If the signed certificate of the LDAP server is not available, then the certificate of the CA that signs the LDAP server certificate must be imported into the system or organization JCE Key Store (JCEKS). LDAP configurations that specify a JCEKS Key Store are also secure, but can be subject to misconfiguration when lots of CA certificates (or even a lot of specific server certificates) are trusted. In addition, it is preferable to choose an LDAP provider that supports Kerberos authentication.

Connectivity to the LDAP server is required. While plain (non-SSL) LDAP runs over port 389/TCP, servers that support LDAP over SSL use port 636/TCP by default; however, this port is also configurable. Please note that vCloud Director supports the legacy LDAP over SSL (LDAPS) approach and does not support negotiating TLS within an LDAP connection using the StartTLS command.

Finally, the LDAP-enabled directory server must be properly configured with an SSL certificate.
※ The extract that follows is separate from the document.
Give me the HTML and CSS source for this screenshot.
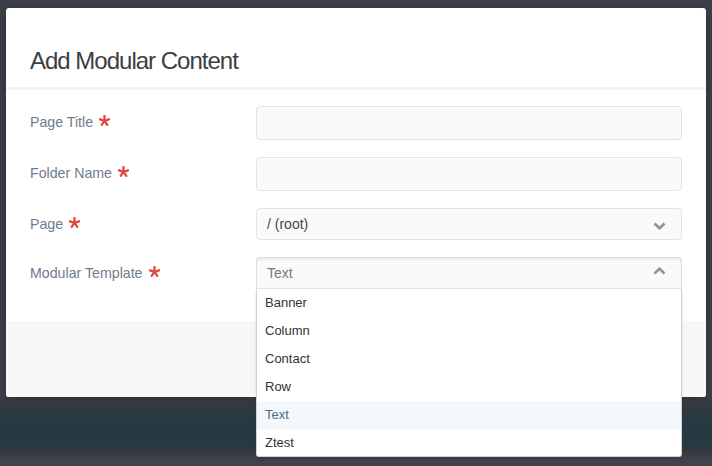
FILE: index.html
```html
<!DOCTYPE html>
<html lang="en">
<head>
<meta charset="utf-8">
<title>Add Modular Content</title>
<link rel="stylesheet" href="styles.css">
</head>
<body>
<div class="modal">
  <div class="modal-header">
    <h1 class="modal-title">Add Modular Content</h1>
  </div>
  <div class="modal-body">
    <div class="form-row">
      <label class="form-label">Page Title<svg class="req" viewBox="0 0 11 11" width="11" height="11"><g stroke="#e2463f" stroke-width="2.3" stroke-linecap="round"><line x1="5.5" y1="5.8" x2="5.5" y2="1"/><line x1="5.5" y1="5.8" x2="10" y2="4.3"/><line x1="5.5" y1="5.8" x2="1" y2="4.3"/><line x1="5.5" y1="5.8" x2="8.3" y2="9.8"/><line x1="5.5" y1="5.8" x2="2.7" y2="9.8"/></g></svg></label>
      <div class="field"><div class="input"></div></div>
    </div>
    <div class="form-row">
      <label class="form-label">Folder Name<svg class="req" viewBox="0 0 11 11" width="11" height="11"><g stroke="#e2463f" stroke-width="2.3" stroke-linecap="round"><line x1="5.5" y1="5.8" x2="5.5" y2="1"/><line x1="5.5" y1="5.8" x2="10" y2="4.3"/><line x1="5.5" y1="5.8" x2="1" y2="4.3"/><line x1="5.5" y1="5.8" x2="8.3" y2="9.8"/><line x1="5.5" y1="5.8" x2="2.7" y2="9.8"/></g></svg></label>
      <div class="field"><div class="input"></div></div>
    </div>
    <div class="form-row">
      <label class="form-label">Page<svg class="req" viewBox="0 0 11 11" width="11" height="11"><g stroke="#e2463f" stroke-width="2.3" stroke-linecap="round"><line x1="5.5" y1="5.8" x2="5.5" y2="1"/><line x1="5.5" y1="5.8" x2="10" y2="4.3"/><line x1="5.5" y1="5.8" x2="1" y2="4.3"/><line x1="5.5" y1="5.8" x2="8.3" y2="9.8"/><line x1="5.5" y1="5.8" x2="2.7" y2="9.8"/></g></svg></label>
      <div class="field">
        <div class="select">
          <span class="select-value">/ (root)</span>
          <svg class="chev chev-down" viewBox="0 0 13 8" width="13" height="8"><polyline points="1.5,1.5 6.5,6.3 11.5,1.5" fill="none" stroke="#8e939c" stroke-width="2.6"/></svg>
        </div>
      </div>
    </div>
    <div class="form-row">
      <label class="form-label">Modular Template<svg class="req" viewBox="0 0 11 11" width="11" height="11"><g stroke="#e2463f" stroke-width="2.3" stroke-linecap="round"><line x1="5.5" y1="5.8" x2="5.5" y2="1"/><line x1="5.5" y1="5.8" x2="10" y2="4.3"/><line x1="5.5" y1="5.8" x2="1" y2="4.3"/><line x1="5.5" y1="5.8" x2="8.3" y2="9.8"/><line x1="5.5" y1="5.8" x2="2.7" y2="9.8"/></g></svg></label>
      <div class="field">
        <div class="select select-open">
          <span class="select-value placeholder">Text</span>
          <svg class="chev chev-up" viewBox="0 0 13 8" width="13" height="8"><polyline points="1.5,6.5 6.5,1.7 11.5,6.5" fill="none" stroke="#8e939c" stroke-width="2.6"/></svg>
        </div>
        <ul class="dropdown">
          <li class="option">Banner</li>
          <li class="option">Column</li>
          <li class="option">Contact</li>
          <li class="option">Row</li>
          <li class="option active">Text</li>
          <li class="option">Ztest</li>
        </ul>
      </div>
    </div>
  </div>
  <div class="modal-footer"></div>
</div>
</body>
</html>
```

FILE: styles.css
```css
html, body {
  margin: 0;
  padding: 0;
}
body {
  width: 712px;
  height: 466px;
  overflow: hidden;
  font-family: "Liberation Sans", Arial, sans-serif;
  background: linear-gradient(to bottom,
    #3c3e47 0,
    #3c3e47 398px,
    #363a43 404px,
    #2c3a42 412px,
    #273a42 420px,
    #273a42 444px,
    #34383f 452px,
    #40414a 458px,
    #42434c 466px);
  padding-top: 8px;
  box-sizing: border-box;
}
.modal {
  margin: 0 6px;
  width: 700px;
  background: #fff;
  border-radius: 3px;
  box-shadow: 0 2px 6px rgba(0,0,0,0.25);
}
.modal-header {
  padding: 39px 24px 12px;
  border-bottom: 3px solid #f4f4f4;
}
.modal-title {
  margin: 0;
  font-size: 24px;
  line-height: 28px;
  font-weight: normal;
  letter-spacing: -1px;
  color: #3d3e42;
}
.modal-body {
  padding: 16px 24px 32px;
  display: flex;
  flex-direction: column;
  gap: 17px;
}
.form-row {
  display: grid;
  grid-template-columns: 226px 1fr;
}
.form-label {
  padding-top: 6px;
  font-size: 14.2px;
  line-height: 20px;
  color: #717c8b;
}
.req {
  margin-left: 6px;
  vertical-align: 1px;
}
.field {
  position: relative;
}
.input {
  height: 34px;
  box-sizing: border-box;
  background: #fafafa;
  border: 1px solid #e3e3e3;
  border-radius: 4px;
}
.select {
  height: 32px;
  box-sizing: border-box;
  background: #fafafa;
  border: 1px solid #e3e3e3;
  border-radius: 4px;
  display: flex;
  align-items: center;
  padding: 0 15px 0 10px;
  font-size: 14px;
  color: #474747;
}
.select-value {
  flex: 1;
  line-height: 20px;
}
.placeholder {
  color: #737b86;
}
.chev-down {
  margin-top: 4px;
}
.chev-up {
  margin-top: -4px;
}
.select-open {
  border-radius: 4px 4px 0 0;
  border-color: #dcdcdc;
  border-bottom-color: #e6e6e6;
  box-shadow: inset 0 2px 2px rgba(0,0,0,0.06);
}
.dropdown {
  position: absolute;
  top: 100%;
  left: 0;
  right: 0;
  margin: 0;
  padding: 0;
  list-style: none;
  background: #fff;
  border: 1px solid #d2d2d2;
  border-top: none;
  border-radius: 0 0 3px 3px;
  box-shadow: 0 2px 3px rgba(0,0,0,0.12);
  z-index: 5;
}
.option {
  height: 28px;
  line-height: 28px;
  padding-left: 8px;
  font-size: 13px;
  color: #333;
}
.option:last-child {
  height: 27px;
}
.option.active {
  background: #f2f8fb;
  color: #56697b;
}
.modal-footer {
  height: 76px;
  background: #f7f7f7;
  border-radius: 0 0 3px 3px;
}
```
How that is done is beyond the scope of this document..

Importing Groups

The purpose of importing groups into vCloud Director is to allow you to avoid manually importing individual users all with the same role. When LDAP users log in, their session gets assigned the roles that are mapped to the groups of which they are members. As users' group memberships change based on changes to their duties within their organizations, the roles assigned to those users change automatically based on the group to role mapping. This allows organizations to easily integrate cloud roles with internal organization groups/roles and the systems that provision and manage them.

As an example, an organization may decide to initially grant LDAP users the "Console Access Only" role to limit users' rights. To do so, all users that need this basic role are added to a single LDAP group, and when that group is imported, the organization administrator assigns it the Console Access Only role. Then, those users with additional job duties they need to perform could be added to other LDAP groups, also imported to vCloud Director and assigned to these more privileged roles. For instance, users with a need to create Catalogs could be added to the "Org A Catalog Author" group in the organization's LDAP server. Then the organization administrator for Org A would import the "Org A Catalog Author" group and map it to the predefined Catalog Author role in vCloud Director. This is accomplished by following the Import a Group instructions in the vCloud Director User's Guide.